After about an hour of talking to the startup, I got frustrated.
Talking to startups isn’t all fun and games. Usually it’s a bunch of explanations that people are using to distract from the fact that they haven’t built or tested their product with a single end user yet.
Most startups are trying to raise money without a single customer nor a single penny earned, and that’s why startups never get off the ground. Founders have this demented idea that an angel investor is more angel than investor; nothing could be farther from the truth.
Anyway, after about an hour of trying to understand just what the hell this startup was doing, I asked,
What are the inputs you’re processing into outputs? What’s the process you transform inputs into outputs? And what’s the output that your company’s special process generates in the end?
The answer I got wasn’t pretty, but I learned something.
I learned that everything system could be defined as a series of interconnected functions.
The Oldest Argument Of All Time
Back in the day, like 2500 years ago, Pre-Socratic Philosophers like Democritus and Heraclitus were arguing about the nature of reality. Specifically, they were arguing over what was the most fundamental unit in the universe.
Democritus argued that the atom was the most fundamental unit in the universe. He thought the atom was at the bottom of all things.
Heraclitus, on the other hand, thought Democritus was making far, far too many assumptions about the nature of reality. Truth is, Heraclitus wasn’t the most popular philosopher back then, and for good reason. He didn’t talk as much as the other philosophers did, and that was kind of his point!
Almost 2,000 years later, Wittgenstein would assert
Whereof we cannot speak we must pass over in silence.
Heraclitus would’ve disagreed with with Pythagoras, too.
Pythagoras and his followers believed in the Divinity of Number, that Number itself was the most fundamental unit in the universe. Again, Heraclitus would say that Pythagoras was making too many assumptions.
Heraclitus didn’t believe that number was the basis for reality. He didn’t believe that the atom was the basis of reality, either.
Instead, he believe that CHANGE was most fundamental force in the universe.

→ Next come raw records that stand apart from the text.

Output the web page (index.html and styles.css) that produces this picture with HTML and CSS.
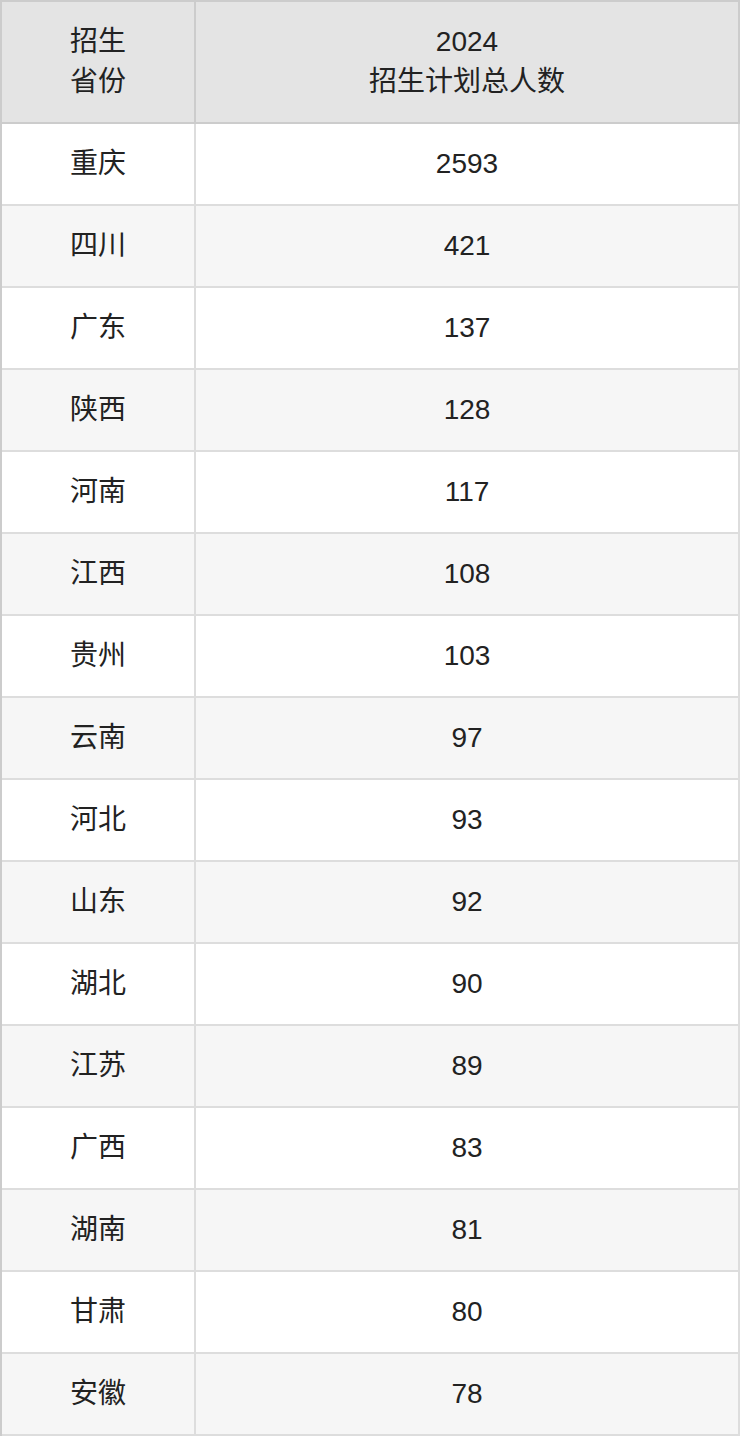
FILE: index.html
```html
<!DOCTYPE html>
<html lang="zh">
<head>
<meta charset="utf-8">
<link rel="stylesheet" href="styles.css">
</head>
<body>
<div class="table">
  <div class="cell head">招生<br>省份</div>
  <div class="cell head">2024<br>招生计划总人数</div>
  <div class="cell">重庆</div><div class="cell">2593</div>
  <div class="cell alt">四川</div><div class="cell alt">421</div>
  <div class="cell">广东</div><div class="cell">137</div>
  <div class="cell alt">陕西</div><div class="cell alt">128</div>
  <div class="cell">河南</div><div class="cell">117</div>
  <div class="cell alt">江西</div><div class="cell alt">108</div>
  <div class="cell">贵州</div><div class="cell">103</div>
  <div class="cell alt">云南</div><div class="cell alt">97</div>
  <div class="cell">河北</div><div class="cell">93</div>
  <div class="cell alt">山东</div><div class="cell alt">92</div>
  <div class="cell">湖北</div><div class="cell">90</div>
  <div class="cell alt">江苏</div><div class="cell alt">89</div>
  <div class="cell">广西</div><div class="cell">83</div>
  <div class="cell alt">湖南</div><div class="cell alt">81</div>
  <div class="cell">甘肃</div><div class="cell">80</div>
  <div class="cell alt">安徽</div><div class="cell alt">78</div>
</div>
</body>
</html>
```

FILE: styles.css
```css
html, body {
  margin: 0;
  padding: 0;
  background: #ffffff;
}
.table {
  width: 740px;
  box-sizing: border-box;
  display: grid;
  grid-template-columns: 194px 544px;
  grid-template-rows: 122px repeat(16, 82px);
  border-top: 2px solid #cccccc;
  border-left: 2px solid #cccccc;
  font-family: "Liberation Sans", "Noto Sans CJK SC", sans-serif;
  font-size: 28px;
  line-height: 40px;
  color: #222222;
}
.cell {
  box-sizing: border-box;
  display: flex;
  align-items: center;
  justify-content: center;
  text-align: center;
  border-right: 2px solid #dddddd;
  border-bottom: 2px solid #dddddd;
  background: #ffffff;
}
.cell.alt {
  background: #f6f6f6;
}
.cell.head {
  background: #e4e4e4;
  border-right-color: #cccccc;
  border-bottom-color: #cccccc;
}
```
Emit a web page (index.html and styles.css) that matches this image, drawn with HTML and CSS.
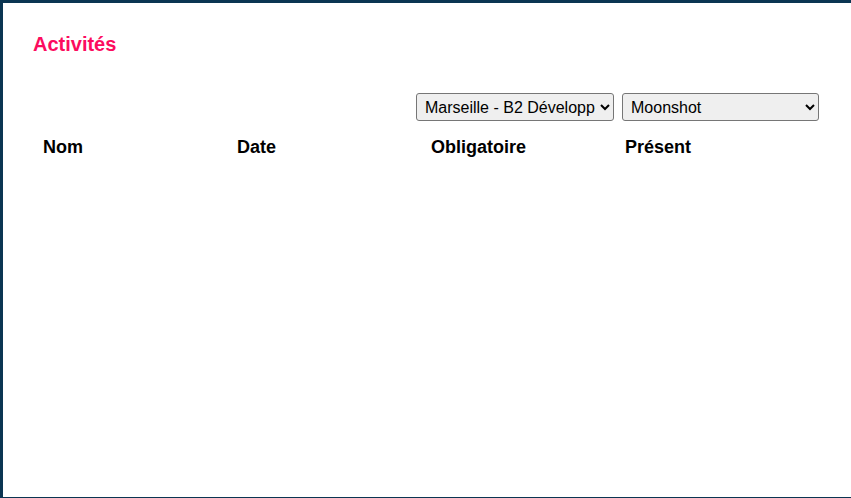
FILE: index.html
```html
<!DOCTYPE html>
<html lang="fr">
<head>
<meta charset="utf-8">
<title>Activités</title>
<link rel="stylesheet" href="styles.css">
</head>
<body>
<main class="panel">
  <h1 class="title">Activités</h1>
  <div class="filters">
    <select class="filter filter-campus">
      <option>Marseille - B2 Développement</option>
    </select>
    <select class="filter filter-project">
      <option>Moonshot</option>
    </select>
  </div>
  <div class="table-head">
    <div class="th">Nom</div>
    <div class="th">Date</div>
    <div class="th">Obligatoire</div>
    <div class="th">Présent</div>
  </div>
</main>
</body>
</html>
```
FILE: styles.css
```css
html, body {
  margin: 0;
  height: 100%;
}
body {
  background: #0b3552;
  font-family: "Liberation Sans", Arial, sans-serif;
  padding: 3px 0 1px 3px;
  box-sizing: border-box;
}
.panel {
  background: #ffffff;
  height: 100%;
  box-sizing: border-box;
  padding: 30px 32px 0 30px;
}
.title {
  margin: 0;
  font-size: 20px;
  font-weight: bold;
  color: #fc0c5e;
  line-height: 23px;
}
.filters {
  display: flex;
  justify-content: flex-end;
  gap: 8px;
  margin-top: 37px;
}
.filter {
  height: 28px;
  font-family: "Liberation Sans", Arial, sans-serif;
  font-size: 16px;
  color: #000;
  background: #efefef;
  border: 1px solid #767676;
  border-radius: 3px;
  padding: 0 2px 0 4px;
}
.filter-campus {
  width: 198px;
}
.filter-project {
  width: 197px;
}
.table-head {
  display: grid;
  grid-template-columns: repeat(4, 194px);
  margin-top: 16px;
}
.th {
  padding-left: 10px;
  font-size: 18px;
  font-weight: bold;
  line-height: 21px;
  color: #000;
}
```
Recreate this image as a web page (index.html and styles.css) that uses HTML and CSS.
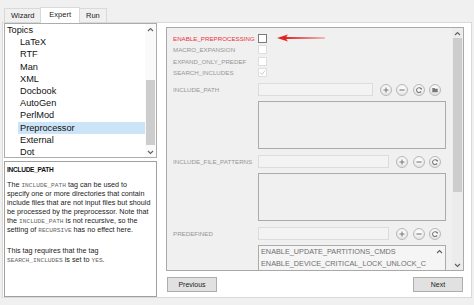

He said that all we could know was change; that change never seemed to stop.
This idea made Heraclitus an outcast among his fellow philosophers, people who wanted to be much more precise than Heraclitus about the nature of the universe.
Yet, Alfred North Whitehead, co-author of the Principia Mathematica would’ve agreed with Heraclitus 2,000 years later.
Philosophy begins and ends in wonder.
- Whitehead
But why am I telling you this? And what does this have to do with the idea of a function?
The Power of the Function
How do you make tea in the morning?
A function describes a system with three parts:
Input(s)
Process(es)
Output(s)
A recipe is a great example of a function. Boil water, grab cup, teabag, cream and sugar; combine.
The inputs are water, cup, teabag, cream and sugar. The process involves plugging a kettle into an electrical socket so the water can get hot. The output is a cup filled with tea. That’s it. That’s all a function is. A function takes an input, processes it, and generates an output.
The function might seem like a simple idea, but in the real world, we compose or daisy-chain or connect multiple functions together to create complex products. Just think about all of the functions that go into a hamburger, from collecting rain for cows to drink and immunizing them against parasitic disease.
Just about anything in our world can be viewed as inputs being processed into outputs.
For example, this is a diagram of a typical web app that leverage biometric data from the user and then processes those inputs into an output, an experience that generates an emotional state in the user.
Search the internet and you’ll find that Functional Programming is a paradigm that’s dominated the last ten years of software development. Google built their entire company on the basis of the Map-Reduce-Filter Function.
The function allows computer scientists to look at everything as a process, like Whitehead and Heraclitus did. Computer Scientists that see everything as a Function are called Functional Programmers. Their opposites, Object-Oriented Programmers would be very much in agreement with Democritus and Aristotle; objects are the atoms of software development.
An actual by virtue of all its accidents.
- Whitehead
QUIZ
What did Democritus think the most fundamental unit of nature was?
What did Pythagoras think the most fundamental unit of nature was?
In contrast, what did Heraclitus think the most fundamental force of nature was?
What does a function do? What are the three components of a function?
Pick your favourite recipe. Now, write down the inputs, processes, and output generated by this recipe.